01/04/2019 - 22:00
Por Roberto Fonseca
Uma das novidades mais interessantes da edição 2018 do Festival Brasileiro da Cerveja, em Blumenau, foi ver cervejarias pequenas e regionais apostando em madeiras ou frutas brasileiras. Neste último caso, notei um aumento considerável na quantidade de Catharina Sours, que não são um estilo oficial, mas um modo de produzir cervejas ácidas com frutas frescas locais. Polêmicas à parte – há quem veja as Catharinas com pouca inovação para configurar um estilo –, foi gratificante ver um aumento no uso de ingredientes frescos e, muitas vezes, brasileiros. A diversidade nacional nesse setor permite um número infindável de combinações.
Logo que voltei a São Paulo, porém, soube que uma cervejaria estava produzindo uma receita com pimentas Baniwa, cultivadas por tribos indígenas na região do Rio Içana e Alto Rio Negro, no Amazonas. Só que essa fábrica fica em Dublin, na Irlanda. Vilson de Mello Junior, brasileiro e um dos fundadores da Hopfully Brewing, conta que ele e os sócios tomaram conhecimento das pimentas ao assistir uma série com o chef Alex Atala.
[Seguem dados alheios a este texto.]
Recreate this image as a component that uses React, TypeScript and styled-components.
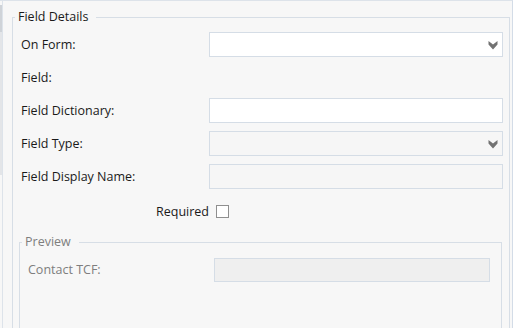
import React from "react";
import styled, { createGlobalStyle } from "styled-components";

const Global = createGlobalStyle`
  html, body { margin: 0; padding: 0; background: #f7f7f7; }
  body { font-family: "Open Sans", "Noto Sans", sans-serif; }
  * { box-sizing: border-box; }
`;

const Page = styled.div`
  display: flex;
  width: 513px;
  height: 328px;
  overflow: hidden;
  background: #f7f7f7;
`;

const Rail = styled.div`
  width: 2px;
  flex: none;
  display: flex;
  flex-direction: column;
  border-top: 1px solid #dde3ea;
`;

const RailPart = styled.div<{ $h: number; $c: string }>`
  height: ${(p) => p.$h}px;
  flex: none;
  background: ${(p) => p.$c};
`;

const Panel = styled.div`
  flex: 1;
  min-width: 0;
  border-top: 1px solid #dde3ea;
  border-left: 1px solid #dde3ea;
  border-right: 1px solid #d3dce7;
  padding: 8px 2px 0 9px;
`;

const Fieldset = styled.fieldset<{ $inner?: boolean }>`
  margin: ${(p) => (p.$inner ? "18px 1px 0 -2px" : "0")};
  padding: ${(p) => (p.$inner ? "0 11px 0 8px" : "0 6px 0 8px")};
  border: 1px solid #d7dee6;
  min-width: 0;
  min-height: ${(p) => (p.$inner ? "120px" : "400px")};
`;

const Legend = styled.legend<{ $disabled?: boolean }>`
  margin-left: -6px;
  padding: 0 8px 0 3px;
  font-size: 12.5px;
  line-height: 16px;
  color: ${(p) => (p.$disabled ? "#7e7e7e" : "#1a1a1a")};
`;

const Rows = styled.div`
  display: flex;
  flex-direction: column;
  gap: 8px;
  margin-top: 7px;
`;

const Row = styled.div<{ $col?: number }>`
  display: grid;
  grid-template-columns: ${(p) => p.$col ?? 188}px 1fr;
  align-items: center;
  height: 25px;
`;

const Label = styled.span<{ $disabled?: boolean; $right?: boolean }>`
  font-size: 12.5px;
  color: ${(p) => (p.$disabled ? "#7e7e7e" : "#1a1a1a")};
  text-align: ${(p) => (p.$right ? "right" : "left")};
  white-space: nowrap;
`;

const Box = styled.div<{ $disabled?: boolean; $shade?: boolean; $h?: number }>`
  position: relative;
  height: ${(p) => p.$h ?? 25}px;
  border: 1px solid #d5dde6;
  background: ${(p) => (p.$shade ? "#efefef" : p.$disabled ? "#f6f6f6" : "#ffffff")};
`;

const Chevron = styled.svg`
  position: absolute;
  right: 4px;
  top: 50%;
  margin-top: -5px;
  width: 10px;
  height: 10px;
`;

const CheckRow = styled.div`
  display: grid;
  grid-template-columns: 188px 1fr;
  align-items: center;
  margin-top: 14px;
  height: 13px;
`;

const Check = styled.div`
  width: 13px;
  height: 13px;
  margin-left: 7px;
  border: 1px solid #8f8f8f;
  background: #fff;
`;

const PreviewRows = styled.div`
  margin-top: 7px;
`;

const Arrow = () => (
  <Chevron viewBox="0 0 10 10">
    <polygon points="0.5,1 5,4.5 9.5,1 9.5,4.5 5,9.5 0.5,4.5" fill="#727272" />
  </Chevron>
);

export default function App() {
  return (
    <>
      <Global />
      <Page>
        <Rail>
          <RailPart $h={4} $c="#f7f7f7" />
          <RailPart $h={27} $c="#cfd3d8" />
          <RailPart $h={143} $c="#e3e5e8" />
        </Rail>
        <Panel>
          <Fieldset>
            <Legend>Field Details</Legend>
            <Rows>
              <Row>
                <Label>On Form:</Label>
                <Box>
                  <Arrow />
                </Box>
              </Row>
              <Row>
                <Label>Field:</Label>
                <span />
              </Row>
              <Row>
                <Label>Field Dictionary:</Label>
                <Box />
              </Row>
              <Row>
                <Label>Field Type:</Label>
                <Box $disabled>
                  <Arrow />
                </Box>
              </Row>
              <Row>
                <Label>Field Display Name:</Label>
                <Box $disabled />
              </Row>
            </Rows>
            <CheckRow>
              <Label $right>Required</Label>
              <Check />
            </CheckRow>
            <Fieldset $inner>
              <Legend $disabled>Preview</Legend>
              <PreviewRows>
                <Row $col={186}>
                  <Label $disabled>Contact TCF:</Label>
                  <Box $shade $h={24} />
                </Row>
              </PreviewRows>
            </Fieldset>
          </Fieldset>
        </Panel>
      </Page>
    </>
  );
}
Segundo ele, após pesquisas e alguns testes, chegou-se à receita final, com 3,8% de teor alcoólico, notas de Saison, além de abacaxi, hortelã e as pimentas. “A Baniwa enriqueceu a cerveja, com um sabor contínuo na língua e garganta, além de trazer um toque salgado”, afirma.
Batizada de Baniwa Chilli, ela foi servida em março, durante um festival na Irlanda. A cervejaria se comprometeu a destinar 10% do valor das vendas à Organização Indígena da Bacia do Içana (Oibi), que, junto com o Instituto Socioambiental, elaborou o projeto de fazer da comercialização das pimentas uma alternativa de desenvolvimento das comunidades da região. Foram mapeadas 78 variedades de pimentas locais, que são cultivadas exclusivamente por mulheres.
Em escala caseira, um grupo de cervejeiros do Pará produziu, em 2015, uma receita com pimentas Waiwai, também cultivadas por indígenas, mas naquele Estado. “Fizemos uma Red Ale mas exageramos na dose”, brinca Paulo Bastos Junior, um dos autores da cerveja. “Dependendo das pimentas usadas, ela arde em um local diferente da boca, mas passa rápido.”
Apesar de ser interessante o fato de ingredientes brasileiros estarem chamando a atenção de cervejarias no exterior, resta uma pequena “inveja” – no bom sentido – por nenhuma marca nacional ter tomado a dianteira nesse processo.